A high magnetic conductivity ( high permeability) frame has a mobile element with an air-gap. When a magnetic field (AC or DC) is imposed to the circuit a force to close the air gap is developed because air has low permeability or high reluctance, until the minimum reluctance is reached (zero air gap).Note that the force do not change direction when the polarity of the AC magnetic field reverses polarity.
Certainly an AC flux has zero crossings were the flux is null and this could cause vibration, for that reason a shade coil (short circuited loop) is added to get a second flux out of phase.
 
There are AC coils and there are DC coils, using AC on a DC coil could well result in chattering, but an AC coil will seal in, no problem.
 
AC coils on many (most? all?) contactors have shading coils. That's a shorted turn around part of the pole face that causes the flux through that fraction of the face to be out-of-phase with the rest of the flux, helping to reduce chatter.
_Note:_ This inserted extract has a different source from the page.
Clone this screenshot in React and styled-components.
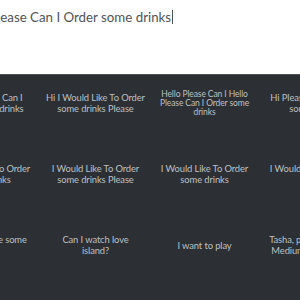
import styled, { createGlobalStyle } from "styled-components"

const GlobalStyle = createGlobalStyle`
    html, body {
        margin: 0;
        padding: 0;
        background: #ffffff;
        overflow: hidden;
    }
`

// each phrase is stored with the line breaks the board shows
const phrases = [
    { lines: ["Hello Please Can I", "Order some drinks"] },
    { lines: ["Hi I Would Like To Order", "some drinks Please"] },
    { lines: ["Hello Please Can I Hello", "Please Can I Order some", "drinks"], small: true },
    { lines: ["Hi Please Can I Order", "some drinks"] },
    { lines: ["I Would Like To Order", "some drinks"] },
    { lines: ["I Would Like To Order", "some drinks Please"] },
    { lines: ["I Would Like To Order", "some drinks"] },
    { lines: ["I Would Like To Order", "drinks"] },
    { lines: ["Hi I would like some", "water"] },
    { lines: ["Can I watch love", "island?"] },
    { lines: ["I want to play"] },
    { lines: ["Tasha, please can I get", "Medium Coke Please"] },
]

export default function App() {
    return (
        <>
            <GlobalStyle />
            <Page>
                <Header>
                    <Typed>
                        Hello Please Can I Order some drinks
                        <Caret />
                    </Typed>
                </Header>
                <Board>
                    <Grid>
                        {phrases.map((p, i) => (
                            <Cell key={i} $small={p.small}>
                                {p.lines.map((l, j) => <Line key={j}>{l}</Line>)}
                            </Cell>
                        ))}
                    </Grid>
                </Board>
            </Page>
        </>
    )
}

const Page = styled.div`
    width: 300px;
    height: 300px;
    display: flex;
    flex-direction: column;
    align-items: center;
    font-family: Lato, "Open Sans", sans-serif;
`
const Header = styled.div`
    width: 436px;
    height: 74px;
    flex-shrink: 0;
    box-sizing: border-box;
    padding: 9px 0 0 23px;
    background: #ffffff;
`
const Typed = styled.div`
    display: flex;
    align-items: center;
    font-size: 13.3px;
    color: #505457;
    white-space: nowrap;
    height: 16px;
`
const Caret = styled.span`
    display: inline-block;
    width: 1px;
    height: 14px;
    margin-left: 1px;
    background: #505457;
`
const Board = styled.div`
    flex: 1;
    width: 100%;
    display: flex;
    flex-direction: column;
    align-items: center;
    background: #2c2f33;
    border-top: 1px solid #4d5054;
`
const Grid = styled.div`
    display: grid;
    grid-template-columns: repeat(4, 109px);
    grid-auto-rows: 56px;
    row-gap: 15px;
`
const Cell = styled.div`
    display: flex;
    flex-direction: column;
    align-items: center;
    justify-content: center;
    text-align: center;
    color: #bcc0c4;
    font-size: ${props => props.$small ? "8.5px" : "9.4px"};
    line-height: ${props => props.$small ? "9px" : "11px"};
    letter-spacing: -0.1px;
`
const Line = styled.span`
    white-space: nowrap;
`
Works, but DC works better. The AC stuff is a little more reliable, but the technology evolved in the absence of inexpensive and reliable silicon rectifiers. New stuff is all DC.
 
I am with davidbeach. A properly selected and applies (proper voltage) AC coil do not chatter. Only cheap, misapplied and/or poorly maintained contactors/relay chatter.
 
This is perfect timing for a strange event that just occured to me with regards to AC coil contactors. Has this ever happened to anybody out there.
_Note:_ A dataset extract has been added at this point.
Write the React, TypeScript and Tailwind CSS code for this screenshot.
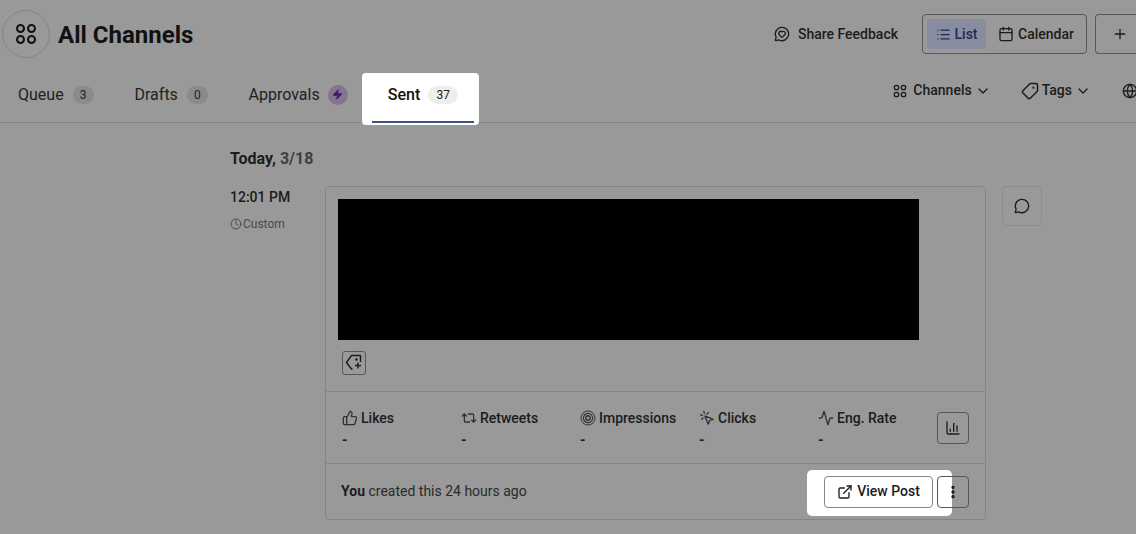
import {
  Activity,
  Calendar,
  ChartColumn,
  ChevronDown,
  Clock,
  EllipsisVertical,
  ExternalLink,
  Globe,
  List,
  MessageCircle,
  MessageCircleHeart,
  MousePointerClick,
  Plus,
  Repeat2,
  Tag,
  ThumbsUp,
  Zap,
} from 'lucide-react';
import type { ReactNode } from 'react';

const FourCircles = ({ className }: { className?: string }) => (
  <svg className={className} viewBox="0 0 24 24" fill="none" stroke="currentColor" strokeWidth="2.2">
    <circle cx="6" cy="6" r="3.8" />
    <circle cx="18" cy="6" r="3.8" />
    <circle cx="6" cy="18" r="3.8" />
    <circle cx="18" cy="18" r="3.8" />
  </svg>
);

const TagPlus = () => (
  <svg className="w-[20px] h-[20px]" viewBox="0 0 20 20" fill="none" stroke="currentColor" strokeWidth="1.4">
    <path d="M8.5 16 H7.5 L2.5 9.5 L7.5 2.5 H16.5 V9" strokeLinejoin="round" />
    <circle cx="12.5" cy="6.5" r="0.6" />
    <path d="M14 9.5 V15.5 M11 12.5 H17" />
  </svg>
);

const Target = () => (
  <svg className="w-[16px] h-[16px]" viewBox="0 0 16 16" fill="none" stroke="currentColor">
    <circle cx="8" cy="8" r="7" strokeWidth="1" />
    <circle cx="8" cy="8" r="4.6" strokeWidth="1.2" />
    <circle cx="8" cy="8" r="2.2" strokeWidth="1.4" />
  </svg>
);

type TabProps = { label: string; badge?: string; width: string };

const Tab = ({ label, badge, width }: TabProps) => (
  <div className={`flex items-center gap-[9px] ${width}`}>
    <span className="text-[16px] text-[#222]">{label}</span>
    {badge && (
      <span className="h-[18px] min-w-[21px] px-[6px] rounded-full bg-[#8a8a8a] text-[12px] leading-[18px] text-center text-[#222]">
        {badge}
      </span>
    )}
  </div>
);

const Metric = ({ icon, label }: { icon: ReactNode; label: string }) => (
  <div className="w-[119px] shrink-0">
    <div className="flex items-center gap-[3px] h-[20px] text-[14px] font-medium text-[#1c1c1c]">
      <span className="text-[#333]">{icon}</span>
      {label}
    </div>
    <div className="mt-[2px] text-[14px] font-bold leading-[20px] text-[#1c1c1c]">-</div>
  </div>
);

export default function App() {
  return (
    <div className="w-[1136px] h-[534px] overflow-hidden bg-[#999999] font-['Roboto',sans-serif]">
      <header className="h-[68px] flex items-center pl-[2px] whitespace-nowrap">
        <div className="w-[48px] h-[48px] rounded-full border border-[#858585] flex items-center justify-center text-[#111]">
          <FourCircles className="w-[22px] h-[22px]" />
        </div>
        <h1 className="ml-[8px] mt-[2px] text-[24px] font-bold text-[#111]">All Channels</h1>
        <div className="ml-auto flex items-center text-[#1c1c1c]">
          <MessageCircleHeart className="w-[16px] h-[16px]" />
          <span className="ml-[8px] text-[14px] font-medium">Share Feedback</span>
          <div className="ml-[24px] w-[165px] h-[40px] rounded-[4px] border border-[#585858] flex items-center pl-[4px]">
            <div className="w-[59px] h-[30px] rounded-[4px] bg-[#878d9f] flex items-center justify-center gap-[4px] text-[#1f2b52] text-[14px] font-medium">
              <List className="w-[15px] h-[15px]" />
              List
            </div>
            <div className="ml-[12px] flex items-center gap-[4px] text-[14px] font-medium">
              <Calendar className="w-[16px] h-[16px]" />
              Calendar
            </div>
          </div>
          <div className="ml-[8px] w-[41px] h-[40px] rounded-l-[4px] border-y border-l border-[#585858] flex items-center pl-[16px]">
            <Plus className="w-[16px] h-[16px]" />
          </div>
        </div>
      </header>

      <nav className="relative h-[55px] border-b border-[#858585] flex items-center pl-[18px] pb-[1px] whitespace-nowrap">
        <Tab label="Queue" badge="3" width="w-[116.5px]" />
        <Tab label="Drafts" badge="0" width="w-[114px]" />
        <div className="w-[114px] flex items-center gap-[8px]">
          <span className="text-[16px] text-[#222]">Approvals</span>
          <span className="w-[20px] h-[20px] rounded-full bg-[#84748f] flex items-center justify-center">
            <Zap className="w-[11px] h-[11px] text-[#3f1d72] fill-[#3f1d72]" />
          </span>
        </div>
        <div className="absolute left-[362px] top-[5px] w-[117px] h-[52px] bg-white rounded-[4px] px-[10px] pr-[5px]">
          <div className="h-[50px] pb-[5px] border-b-2 border-[#3d5380] flex items-center justify-center gap-[8px]">
            <span className="text-[16px] font-medium text-[#111]">Sent</span>
            <span className="h-[18px] min-w-[30px] px-[7px] rounded-full bg-[#eeeeee] text-[12px] leading-[18px] text-center text-[#222]">
              37
            </span>
          </div>
        </div>
        <div className="ml-auto mb-[8px] flex items-center text-[14px] font-medium text-[#1c1c1c]">
          <FourCircles className="w-[14px] h-[14px]" />
          <span className="ml-[6px]">Channels</span>
          <ChevronDown className="ml-[3px] w-[16px] h-[16px]" />
          <Tag className="ml-[30px] w-[18px] h-[18px] rotate-90" />
          <span className="ml-[3px]">Tags</span>
          <ChevronDown className="ml-[3px] w-[16px] h-[16px]" />
          <Globe className="ml-[31px] -mr-[2px] w-[16px] h-[16px]" />
        </div>
      </nav>

      <main className="pl-[230px]">
        <div className="h-[63px] pt-[27px] text-[16px] font-bold leading-[18px] text-[#1c1c1c]">
          Today, <span className="text-[#404040]">3/18</span>
        </div>
        <div className="flex items-start">
          <div className="w-[95px] shrink-0 pt-[2px]">
            <div className="text-[14px] font-medium leading-[18px] text-[#1c1c1c]">12:01 PM</div>
            <div className="mt-[10px] flex items-center gap-[1px] text-[12px] leading-[16px] text-[#4a4a4a]">
              <Clock className="w-[12px] h-[12px]" />
              Custom
            </div>
          </div>
          <section className="w-[661px] h-[334px] shrink-0 rounded-[4px] border border-[#858585] flex flex-col">
            <div className="h-[204px] px-[12px] pt-[12px]">
              <div className="w-[581px] h-[141px] bg-black" />
              <button className="mt-[11px] ml-[4px] w-[24px] h-[24px] rounded-[3px] border border-[#585858] flex items-center justify-center text-[#1c1c1c]">
                <TagPlus />
              </button>
            </div>
            <div className="h-[72px] border-t border-[#858585] flex pl-[16px] pt-[16px] relative">
              <Metric icon={<ThumbsUp className="w-[16px] h-[16px]" />} label="Likes" />
              <Metric icon={<Repeat2 className="w-[16px] h-[16px]" />} label="Retweets" />
              <Metric icon={<Target />} label="Impressions" />
              <Metric icon={<MousePointerClick className="w-[16px] h-[16px]" />} label="Clicks" />
              <Metric icon={<Activity className="w-[16px] h-[16px]" />} label="Eng. Rate" />
              <button className="absolute right-[16px] top-[20px] w-[32px] h-[32px] rounded-[4px] border border-[#585858] flex items-center justify-center text-[#1c1c1c]">
                <ChartColumn className="w-[16px] h-[16px]" />
              </button>
            </div>
            <footer className="relative flex-1 border-t border-[#858585] flex items-center pl-[15px] pr-[16px] text-[14px] text-[#2a2a2a]">
              <span>
                <b className="font-bold text-[#1c1c1c]">You</b> created this 24 hours ago
              </span>
              <div className="absolute left-[481px] top-[6px] w-[145px] h-[46px] rounded-[5px] bg-white" />
              <button className="relative ml-auto w-[109px] h-[32px] rounded-[4px] border border-[#858585] bg-white flex items-center justify-center gap-[4px] font-medium text-[#1c1c1c]">
                <ExternalLink className="w-[16px] h-[16px]" />
                View Post
              </button>
              <button className="relative ml-[4px] w-[32px] h-[32px] rounded-[4px] border border-[#585858] flex items-center justify-center text-[#111]">
                <EllipsisVertical className="w-[16px] h-[16px]" strokeWidth={3} />
              </button>
            </footer>
          </section>
          <button className="ml-[16px] w-[40px] h-[40px] rounded-[4px] border border-[#8c8c8c] flex items-center justify-center text-[#1c1c1c]">
            <MessageCircle className="w-[16px] h-[16px]" />
          </button>
        </div>
      </main>
    </div>
  );
}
A standard contactor with a 110 Vac coil was chattering and was "humming" terribly. Suspecting the shading coil had failed somehow, we changed the whole contactor with a new replacement and the same chattering occured. Once the electrician removed it from the steel backplane of the enclosure, and moved gradually away from the steel, the chattering stopped and the contactor was experiencing less line hum. Moving it back to the steel gradually resulted in the chatteing and humming again. Any idea what could cause the magnetic flux to change, causing the contactor to chatter?

Thanks for you insight.

E
 
eleceric,
Seeing that you are relatively new, we'll give you a "pass" on this but for future reference it's considered inappropriate to post a new issue into an existing thread. Don't worry about it this time but in the future if you have a similar issue, you can make a reference to an existing thread by copying and pasting the "thread number" into your new thread, like this:
"After reading thread237-172621 I was reminded of a similar problem I am having." That way IF someone feels it necessary to read the background issue, they can click the link and then come back. By "hijacking" an existing thread, you run the risk of being ignored.

As regards to your question, either your back panel has become magnetized and/or you have current flowing in it, possibly a ground loop, which is creating an EM field emanating from it which is interacting with the field in your contactor armature. The easiest thing to do first is to double check all of your ground connections, i.e. remove them, clean, scratch off paint, corrosion etc., then reinstall them. If it doesn't go away, either switch with a new steel back panel or to aluminum.